Piezoelectric bending actuators are an important class of micro electro-mechanical systems (MEMS) that find wide use in applications involving relatively large displacements in millimeter scale applications. Example dynamic applications include flapping wing propulsion [1,2,3,4,5,6,7], cooling fans [8,9,10], vibration control [11,12], and energy harvesters [13,14]. Dynamic operation at resonance with light damping significantly increases the achievable displacement of the actuator compared to the achievable static displacement for the same magnitude of electrical input. Whilst piezoelectric bending actuators are geometrically simple, the solution of the dynamic design problem is non-trivial, and, in recent years, there has been significant interest in providing theoretical, numerical and experimental contributions to dynamic characterization of these devices [13,14,15,16,17,18,19].

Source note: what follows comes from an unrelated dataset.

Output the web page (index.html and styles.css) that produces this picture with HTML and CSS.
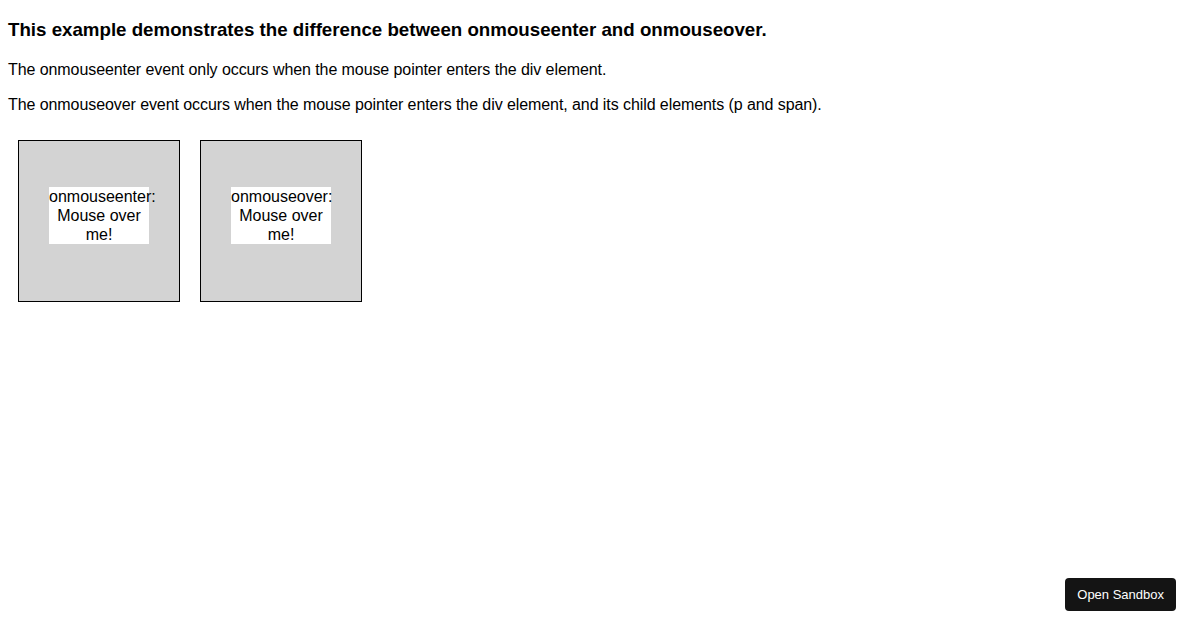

A summary of the commonly used configurations of piezoelectric bending actuators is shown in Figure 1. It is assumed that actuators are made up of homogenous layers of active (piezoelectric) material or passive (elastic) material. The simplest viable configuration is comprised of one active layer and one passive layer and is referred to as a unimorph [20], Figure 1a. For configurations with two active layers, the general arrangement is one in which the two active layers are separated by an inner passive layer [21], Figure 1c. For the purposes of the present work, we will refer to this as a triple layer bimorph. In the limit when the thickness of the inner passive layer is reduced to zero, we reach the configuration shown in Figure 1b, which we will refer to as a double layer bimorph. Note that for both types of bimorphs shown, the active layers may be connected in series or parallel depending on the poling direction of the piezoelectric material.
Figure 1. Piezoelectric bending actuators; illustration of the main configurations of practical interest. (a) Unimorph; (b) Double layer bimorph; (c) Triple layer bimorph. Sign of hatching direction illustrates sign of poling for piezo material.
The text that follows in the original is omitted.